Hadi Bismillah açtık dükkanı bakalım ne olacak. Yeni bir iş yeriniz ya da iş yapmayan bir markanız varsa veya marka içinde başka bir marka yaratmak istiyorsanız en iyi dostunuzun içki ve sigaradan ibaret olmaması için marka konumlandırması hakkında bir şeyler yapmalısınız.
Böyle “Marka Konumlandırması” gibi büyük laflar iş toplantılarında hava atmanın ötesinde bir işleve sahiptir. İçerik pazarlama stratejileri geliştirirken sadece kuru pasta yemek için markanın ofisine gitmiyoruz yani. Marka hakkında fikir sahibi olmak, doğru bir marka konumlandırması yapmak için yeterli değildir. Madde madde ilerleyelim:
-
Rakibin ne alemde?
Sektördeki diğer markalar neler karıştırıyor, rakip markaların hangileri, ne durumdalar, neden seviliyorlar, neden eleştiriliyorlar?
-
Pazara da gidelim
Pazar analizi yapıldı mı pazar analizi?
-
Seninle onun arasında gerçekten bir fark var mı?

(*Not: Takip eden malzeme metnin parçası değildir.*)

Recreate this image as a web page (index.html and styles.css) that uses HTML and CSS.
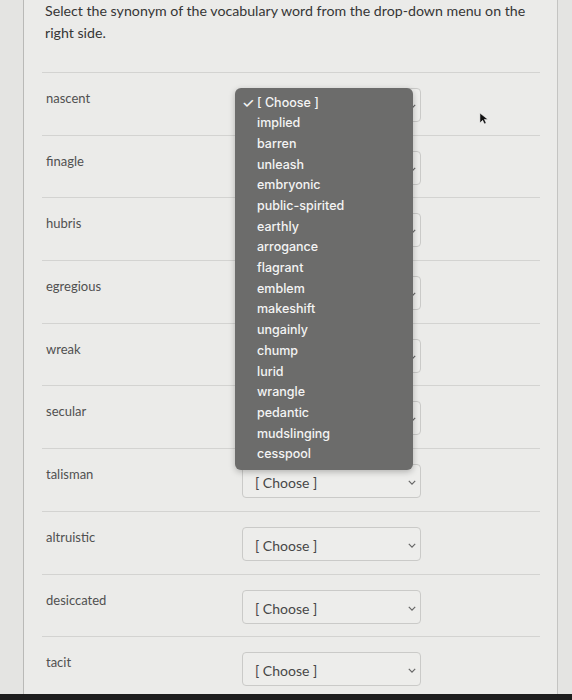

İster bisküvi olsun ister e-ticaret sitesi fark etmez. Aynı ve/veya yakın sektörden markalar arasından nasıl sıyrılmak, nasıl bir fark yaratmak lazım? Neden insanlar hali hazırda olan ürün/hizmet varken yeni ya da yeniden konumlanma sürecine girmiş bir markayı tercih etsin? İşte hep “İyi içerik, güzel içerik, cici içerik” diye boşuna söylemiyoruz.
-
Kimmiş kimmiş?
Hedef kitle cıcığına kadar araştırıldı mı? Yaşları, sosyo-ekonomik durumları, sosyal medya davranışları, boyları posları? Kimlere hitap edilecek, hedef kitlenin ihtiyaçları ne, neler şimdiye kadar bu kitleye sunulmadı ve sunulsa hiç fena olmaz?
Marka konumlandırma işi, markanın pazarlama departmanının başındaki kişinin ya da müşteri temsilcisinin karar oluşturmanın marka konumlandırma için hayati bir önem taşıdığı bugün, bu işin SEO’sundan yaratıcılığına kadar her şey (yukarıdaki maddelerin her biri için ayrı ayrı) çalışılması, hayal edilmesi, planlanması ve uygulanması gereken işler. “Ay baktık birkaç ay olmadı, o zaman başka bir şeyler yaparız.” denecek bir konu değil bu; çünkü evdeki koltuk takımının yerini değiştirmiyoruz.